The second force at work is a new crop of Democratic politicians across the country— including President Obama — who seem willing to challenge the teachers’ unions.
Third, there’s the boost given to school reform by high-powered foundations, like the Gates Foundation, which have financed important research and pilot reform projects, and by wealthy entrepreneurs, who have poured seed money into charter schools.
And fourth, there’s the charter-school movement, which has yielded an increasingly large and vocal constituency of parents whose children are among the more than 1.5 million students attending more than 5,000 charter schools.
Put those forces together with the Race, and you have education reform moving into prime time.

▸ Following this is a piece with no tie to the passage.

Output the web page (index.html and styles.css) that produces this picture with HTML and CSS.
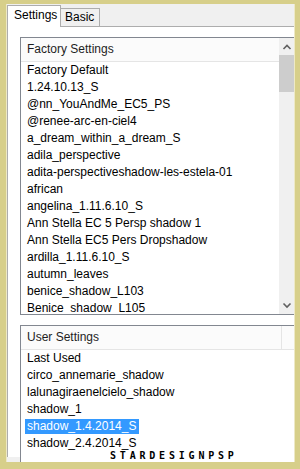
FILE: index.html
```html
<!DOCTYPE html>
<html>
<head>
<meta charset="utf-8">
<link rel="stylesheet" href="styles.css">
</head>
<body>
<div class="window">
  <div class="tabstrip">
    <div class="tab tab-active">Settings</div>
    <div class="tab">Basic</div>
  </div>
  <div class="panel">
    <div class="listbox listbox-factory">
      <div class="list-content">
        <div class="list-header"><span class="header-label">Factory Settings</span></div>
        <div class="item">Factory Default</div>
        <div class="item">1.24.10.13_S</div>
        <div class="item">@nn_YouAndMe_EC5_PS</div>
        <div class="item">@renee-arc-en-ciel4</div>
        <div class="item">a_dream_within_a_dream_S</div>
        <div class="item">adila_perspective</div>
        <div class="item">adita-perspectiveshadow-les-estela-01</div>
        <div class="item">african</div>
        <div class="item">angelina_1.11.6.10_S</div>
        <div class="item">Ann Stella EC 5 Persp shadow 1</div>
        <div class="item">Ann Stella EC5 Pers Dropshadow</div>
        <div class="item">ardilla_1.11.6.10_S</div>
        <div class="item">autumn_leaves</div>
        <div class="item">benice_shadow_L103</div>
        <div class="item">Benice_shadow_L105</div>
      </div>
      <div class="scrollbar">
        <div class="sb-btn"><svg width="16" height="17" viewBox="0 0 16 17"><polyline points="4.5,11 8,7.5 11.5,11" fill="none" stroke="#606060" stroke-width="1.6"/></svg></div>
        <div class="sb-thumb"></div>
        <div class="sb-track"></div>
        <div class="sb-btn"><svg width="16" height="17" viewBox="0 0 16 17"><polyline points="4.5,6.5 8,10 11.5,6.5" fill="none" stroke="#606060" stroke-width="1.6"/></svg></div>
      </div>
    </div>
    <div class="listbox listbox-user">
      <div class="list-content">
        <div class="list-header list-header-user"><span class="header-label header-cell">User Settings</span><span class="header-rest"></span></div>
        <div class="item">Last Used</div>
        <div class="item">circo_annemarie_shadow</div>
        <div class="item">lalunagiraenelcielo_shadow</div>
        <div class="item">shadow_1</div>
        <div class="item"><span class="selected">shadow_1.4.2014_S</span></div>
        <div class="item">shadow_2.4.2014_S</div>
      </div>
    </div>
  </div>
  <div class="watermark">STARDESIGNPSP</div>
</div>
</body>
</html>
```

FILE: styles.css
```css
html, body {
  margin: 0;
  padding: 0;
}
body {
  width: 300px;
  height: 469px;
  overflow: hidden;
  background: #d7cf8a;
  font-family: "Liberation Sans", Arial, sans-serif;
  font-size: 12px;
  color: #000;
}
.window {
  position: relative;
  margin: 4px 5px 0 6px;
  height: 458px;
  background: #f0f0f0;
  border-left: 1px solid #eee9c6;
  border-right: 1px solid #eee9c6;
  overflow: hidden;
}
.tabstrip {
  display: flex;
  align-items: flex-end;
  height: 22px;
}
.tab {
  box-sizing: border-box;
  height: 18px;
  width: 39px;
  border: 1px solid #adadad;
  border-left: none;
  border-bottom: none;
  background: #f0f0f0;
  font-size: 12px;
  line-height: 17px;
  padding-left: 4px;
  color: #000;
}
.tab-active {
  position: relative;
  z-index: 2;
  width: 54px;
  height: 22px;
  margin-bottom: -1px;
  border-left: 1px solid #adadad;
  background: #fff;
  line-height: 19px;
  padding-left: 6px;
}
.panel {
  background: #fff;
  border-top: 1px solid #adadad;
  border-left: 1px solid #adadad;
  padding: 10px 0 0 12px;
  height: 420px;
}
.listbox {
  display: flex;
  border: 1px solid #828790;
  margin-right: -2px;
  background: #fff;
  overflow: hidden;
}
.listbox-factory {
  height: 276px;
}
.listbox-user {
  margin-top: 10px;
  height: 200px;
}
.list-content {
  flex: 1;
  min-width: 0;
  overflow: hidden;
}
.list-header {
  display: flex;
  height: 23px;
  border-bottom: 1px solid #e5e5e5;
  background: #fbfbfb;
  line-height: 23px;
  color: #1e1e1e;
}
.header-label {
  padding-left: 6px;
}
.header-cell {
  flex: 1;
  border-right: 1px solid #e5e5e5;
}
.header-rest {
  width: 13px;
}
.item {
  height: 17px;
  line-height: 17px;
  padding-left: 6px;
  white-space: nowrap;
}
.selected {
  display: inline-block;
  line-height: 15px;
  background: #3399ff;
  color: #fff;
  padding: 0 3px 0 2px;
  margin-left: -2px;
}
.scrollbar {
  width: 16px;
  display: flex;
  flex-direction: column;
  background: #f0f0f0;
}
.sb-btn {
  height: 17px;
}
.sb-btn svg {
  display: block;
}
.sb-thumb {
  height: 37px;
  background: #cdcdcd;
}
.sb-track {
  flex: 1;
}
.watermark {
  position: absolute;
  left: 103px;
  top: 447px;
  font-family: "DejaVu Sans Mono", monospace;
  font-size: 10px;
  font-weight: bold;
  line-height: 10px;
  letter-spacing: 3.8px;
  color: #000;
}
```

Parents marched and lobbied in Tallahassee, Albany and Los Angeles, demanding that their school systems be reformed the way Obama’s instructions for winning the Race said they should. Newspaper editorial boards of all political stripes joined in their cause; “Union Lackeys” was a typical title of a Las Vegas Review-Journal editorial about recalcitrant Democratic legislators.
If unions are the Democratic Party’s base, then teachers’ unions are the base of the base. The two national teachers’ unions — the American Federation of Teachers and the larger National Education Association — together have more than 4.6 million members. That is roughly a quarter of all the union members in the country. Teachers are the best field troops in local elections. Ten percent of the delegates to the 2008 Democratic National Convention were teachers’ union members. In the last 30 years, the teachers’ unions have contributed nearly $57.4 million to federal campaigns, an amount that is about 30 percent higher than any single corporation or other union. And they have typically contributed many times more to state and local candidates. About 95 percent of it has gone to Democrats.

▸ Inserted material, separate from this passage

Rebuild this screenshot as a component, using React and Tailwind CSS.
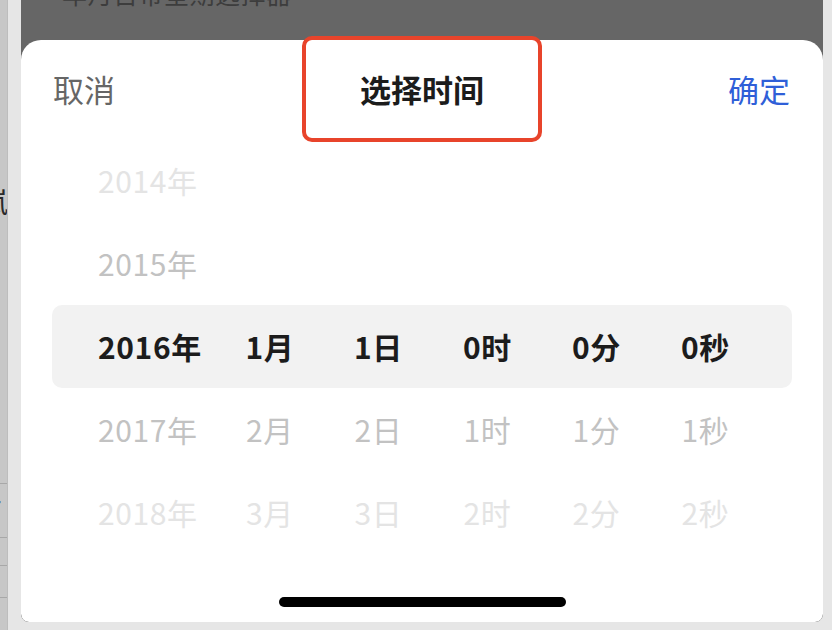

Before they successfully organized in the 1950s and 1960s, teachers endured meager salaries, political favoritism, tyrannical principals and sex discrimination against a mostly female work force. It’s that sense of needing to stick together against real or potential mistreatment by management, plus a sincere — and accurate — belief that most teachers do teach for reasons beyond simply making a living, that drives Mulgrew and other union leaders. There’s also the reality that their own power comes from making sure that the all-for-one-one-for-all contract that they negotiate remains the determining factor in a teacher’s professional life.

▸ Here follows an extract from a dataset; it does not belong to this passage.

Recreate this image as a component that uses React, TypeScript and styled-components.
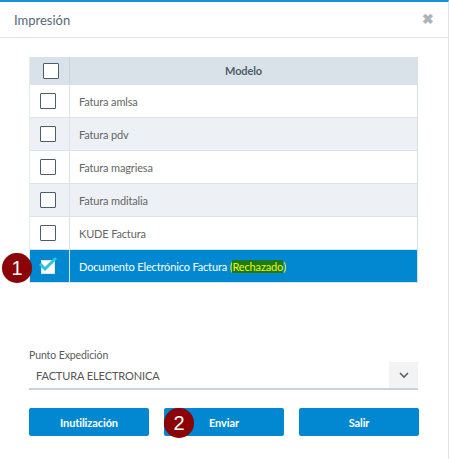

Nonetheless, almost all the states that submitted first-round applications proposed school reforms that a year ago would have been seen as pushing beyond what the teachers’ unions would allow. Some moved further than others either because the lure of the Race to the Top money trumped the unions’ opposition, or because political leaders and educators were able to persuade union leaders to get on the train instead of standing in front of it.
"That President Obama did this is a total game changer,” says Pastorek, the Louisiana schools superintendent, who is a Republican working for a Republican governor, Bobby Jindal. “If he really sticks to this, education will never be the same.”